A third period may be distinguished in the art of N. Hvóschinskaya, after the end of the seventies. The novels of this period-among which the series entitled The Album: Groups and Portraits is the most striking-have a new character. When the great liberal movement which Russia had lived through in the early sixties came to an end, and reaction had got the upper hand, after 1864, hundreds and hundreds of those who had been prominent in this movement as representatives of advanced thought and reform abandoned the faith and the ideals of their best years. Under a thousand various pretexts they now tried to persuade themselves-and, of course, those women who had trusted themthat new times had come, and new requirements had grown up; that they had only become "practical" when they deserted the old banner and ranged themselves under a new one-that of personal enrichment; that to do this was on their part a necessary self-sacrifice, a manifestation of "virile citizenship," which requires from every man that he should not stop even before the sacrifice of his ideals in the interest of his "cause." "V. Krestovskiy," as a woman who had loved the ideals, understood better than any man the real sense of these sophisms. She must have bitterly suffered from them in her personal life; and I doubt whether in any literature there is a collection of such "groups and portraits" of deserters as we see in The Album, and especially in At the Photographer's. In reading these stories we are conscious of a loving heart which bleeds as it describes these deserters, and this makes of "The groups and portraits" of N. D.Hvóschinskaya one of the finest pieces of "subjective realism" we possess in our literature.

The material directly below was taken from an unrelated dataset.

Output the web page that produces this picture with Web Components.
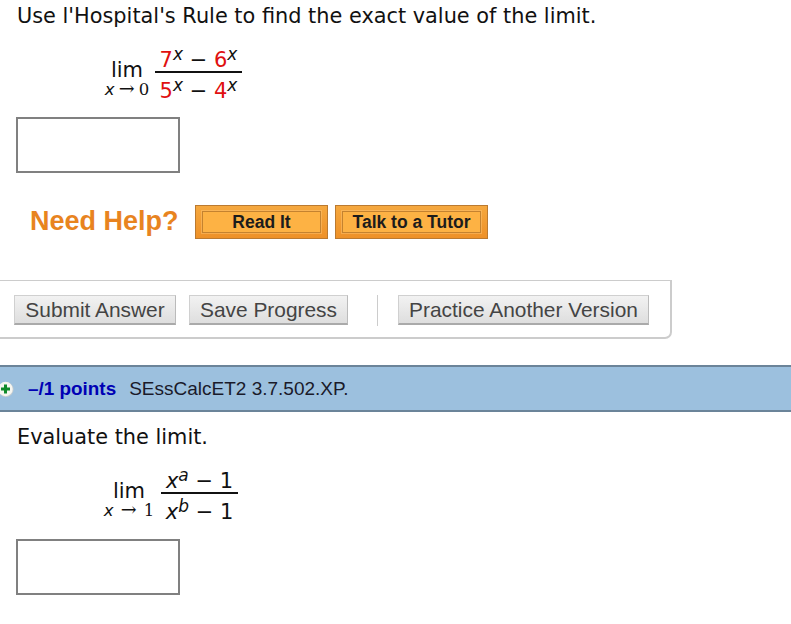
<!DOCTYPE html>
<html>
<head>
<meta charset="utf-8">
<style>
  html, body { margin: 0; padding: 0; background: #fff; }
  body { width: 791px; height: 624px; overflow: hidden; font-family: "DejaVu Sans", sans-serif; color: #111; }
</style>
</head>
<body>
<question-text style="--top: 4px">Use l'Hospital's Rule to find the exact value of the limit.</question-text>
<limit-expr style="--left: 101px; --top: 16px; --lim-w: 52px; --frac-w: 87px; --gap: 2px; --sp: -1px" under="0">
  <span slot="num"><b class="r">7</b><sup>x</sup> − <b class="r">6</b><sup>x</sup></span>
  <span slot="den"><b class="r">5</b><sup>x</sup> − <b class="r">4</b><sup>x</sup></span>
</limit-expr>
<answer-box style="--top: 15px"></answer-box>
<help-row></help-row>
<action-panel></action-panel>
<points-bar></points-bar>
<question-text style="--top: 13px">Evaluate the limit.</question-text>
<limit-expr style="--left: 101px; --top: 16px; --lim-w: 56px; --frac-w: 77px; --gap: 4px; --sp: 2px" under="1">
  <span slot="num"><i>x</i><sup>a</sup> − 1</span>
  <span slot="den"><i>x</i><sup>b</sup> − 1</span>
</limit-expr>
<answer-box style="--top: 16px"></answer-box>

<script>
class QuestionText extends HTMLElement {
  constructor() {
    super();
    this.shadow = this.attachShadow({ mode: "open" });
    this.shadow.innerHTML = `
      <style>
        :host {
          display: block;
          margin: var(--top) 0 0 17px;
          font: 20.85px/24px "DejaVu Sans", sans-serif;
          color: #111;
        }
      </style>
      <slot></slot>
    `;
  }
}

class LimitExpr extends HTMLElement {
  constructor() {
    super();
    this.shadow = this.attachShadow({ mode: "open" });
  }

  connectedCallback() {
    const under = this.getAttribute("under");
    this.shadow.innerHTML = `
      <style>
        :host {
          display: flex;
          margin: var(--top) 0 0 var(--left);
          gap: var(--gap);
          font-family: "DejaVu Sans", sans-serif;
          font-size: 21px;
          color: #111;
        }
        .lim {
          width: var(--lim-w);
          display: flex;
          flex-direction: column;
          align-items: center;
          padding-top: 15px;
        }
        .lim .word { line-height: 23px; }
        .lim .under {
          font: 16.5px/16px "DejaVu Serif", serif;
          white-space: nowrap;
          word-spacing: var(--sp);
        }
        .lim .under i { font-family: "DejaVu Sans", sans-serif; font-style: oblique; }
        .lim .under .arrow { font-size: 19px; line-height: 0; }
        .frac { width: var(--frac-w); text-align: center; }
        .num, .den { white-space: nowrap; }
        .num { height: 27px; line-height: 32px; border-bottom: 2px solid #111; }
        .den { height: 29px; line-height: 36px; }
        ::slotted(span) { display: inline-block; }
      </style>
      <div class="lim">
        <span class="word">lim</span>
        <span class="under"><i>x</i> <span class="arrow">→</span> ${under}</span>
      </div>
      <div class="frac">
        <div class="num"><slot name="num"></slot></div>
        <div class="den"><slot name="den"></slot></div>
      </div>
    `;
  }
}

class AnswerBox extends HTMLElement {
  constructor() {
    super();
    this.shadow = this.attachShadow({ mode: "open" });
    this.shadow.innerHTML = `
      <style>
        :host {
          display: block;
          box-sizing: border-box;
          width: 164px;
          height: 56px;
          margin: var(--top) 0 0 16px;
          border: 2px solid #808080;
          background: #fff;
        }
      </style>
    `;
  }
}

class OrangeButton extends HTMLElement {
  constructor() {
    super();
    this.shadow = this.attachShadow({ mode: "open" });
    this.shadow.innerHTML = `
      <style>
        :host {
          display: block;
          box-sizing: border-box;
          height: 34px;
          padding: 5px 6px;
          background: linear-gradient(#f5a83f, #ee9128);
          border: 1px solid #bb7a30;
        }
        div {
          box-sizing: border-box;
          height: 22px;
          background: #fdb244;
          border: 1px solid #c4822f;
          box-shadow: 0 0 0 1px rgba(255, 200, 120, .45);
          text-align: center;
          font: bold 17.5px/21px "Liberation Sans", sans-serif;
          color: #1c1c1c;
          white-space: nowrap;
        }
      </style>
      <div><slot></slot></div>
    `;
  }
}

class HelpRow extends HTMLElement {
  constructor() {
    super();
    this.shadow = this.attachShadow({ mode: "open" });
    this.shadow.innerHTML = `
      <style>
        :host {
          display: flex;
          align-items: center;
          height: 34px;
          margin: 32px 0 0 30px;
        }
        .title {
          width: 165px;
          margin-top: -2px;
          font: bold 27px/34px "Liberation Sans", sans-serif;
          color: #e8841f;
        }
        .read { width: 133px; margin-right: 7px; }
        .talk { width: 153px; }
      </style>
      <span class="title">Need Help?</span>
      <orange-button class="read">Read It</orange-button>
      <orange-button class="talk">Talk to a Tutor</orange-button>
    `;
  }
}

class GreyButton extends HTMLElement {
  constructor() {
    super();
    this.shadow = this.attachShadow({ mode: "open" });
    this.shadow.innerHTML = `
      <style>
        :host {
          display: block;
          box-sizing: border-box;
          height: 30px;
          background: linear-gradient(#f2f2f2, #dedede);
          border: 1px solid #d0d0d0;
          border-bottom: 2px solid #aaa;
          border-right-color: #bbb;
          text-align: center;
          font: 20.9px/28px "Liberation Sans", sans-serif;
          color: #444;
          white-space: nowrap;
        }
      </style>
      <slot></slot>
    `;
  }
}

class ActionPanel extends HTMLElement {
  constructor() {
    super();
    this.shadow = this.attachShadow({ mode: "open" });
    this.shadow.innerHTML = `
      <style>
        :host {
          display: flex;
          align-items: center;
          box-sizing: border-box;
          width: 672px;
          height: 59px;
          margin-top: 41px;
          padding: 2px 0 0 14px;
          border: 2px solid #ccc;
          border-left: 0;
          border-radius: 0 0 7px 0;
          border-top-width: 1px;
        }
        .submit { width: 162px; margin-right: 13px; }
        .save { width: 159px; margin-right: 29px; }
        .sep { width: 1px; height: 31px; background: #ccc; margin-right: 20px; }
        .practice { width: 251px; }
      </style>
      <grey-button class="submit">Submit Answer</grey-button>
      <grey-button class="save">Save Progress</grey-button>
      <span class="sep"></span>
      <grey-button class="practice">Practice Another Version</grey-button>
    `;
  }
}

class PointsBar extends HTMLElement {
  constructor() {
    super();
    this.shadow = this.attachShadow({ mode: "open" });
    this.shadow.innerHTML = `
      <style>
        :host {
          display: flex;
          align-items: center;
          box-sizing: border-box;
          height: 47px;
          margin-top: 26px;
          background: #9cc0de;
          border-top: 2px solid #6b8499;
          border-bottom: 2px solid #6b8499;
          font: 19px/24px "Liberation Sans", sans-serif;
          color: #1a1a2a;
        }
        .plus {
          flex: none;
          width: 16px;
          height: 16px;
          margin-left: -2px;
          margin-right: 14px;
        }
        b { font-size: 18.9px; color: #0000b4; margin-right: 13px; }
      </style>
      <svg class="plus" viewBox="0 0 16 16">
        <circle cx="8" cy="8.5" r="7.5" fill="#c8cdd0"></circle>
        <circle cx="7.5" cy="8" r="7.2" fill="#f6f6f0"></circle>
        <path d="M6 3.5h3v3h3v3H9v3H6v-3H3v-3h3z" fill="#0f8a2a"></path>
      </svg>
      <b>–/1 points</b>
      <span>SEssCalcET2 3.7.502.XP.</span>
    `;
  }
}

customElements.define("question-text", QuestionText);
customElements.define("limit-expr", LimitExpr);
customElements.define("answer-box", AnswerBox);
customElements.define("orange-button", OrangeButton);
customElements.define("help-row", HelpRow);
customElements.define("grey-button", GreyButton);
customElements.define("action-panel", ActionPanel);
customElements.define("points-bar", PointsBar);
</script>
<style>
  limit-expr b { font-weight: normal; color: #e01010; }
  limit-expr sup { font-size: 17px; font-style: oblique; line-height: 0; vertical-align: 7px; }
  limit-expr i { font-style: oblique; }
</style>
</body>
</html>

Two sisters of N. D. Hvóschinskaya, who wrote under the noms-de-plume of ZIMAROFF and VESENIEFF, were also novelists. The former wrote a biography of her sister Nathalie.
POETS OF THE SAME EPOCH
Several poets of the epoch described in the last two chapters ought to be analyzed at some length in this place, if this book pretended to be a Course in Russian literature. I shall have, however, to limit myself to very short notes, although most of the poets could not have failed to be favorites with other nations if they had written in a language better known abroad than Russian.
Such was certainly KOLTSOFF (1808-1842), a poet from the people, who has sung in his songs, so deeply appealing to every poetical mind, the borderless steppes of Southern Russia, the poor life of the tiller of the soil, the sad existence of the Russian peasant woman, that love which is for the loving soul only a source of acute suffering, that fate which is not a mother but a step-mother, and that happiness which has been so short and has left behind only tears and sadness.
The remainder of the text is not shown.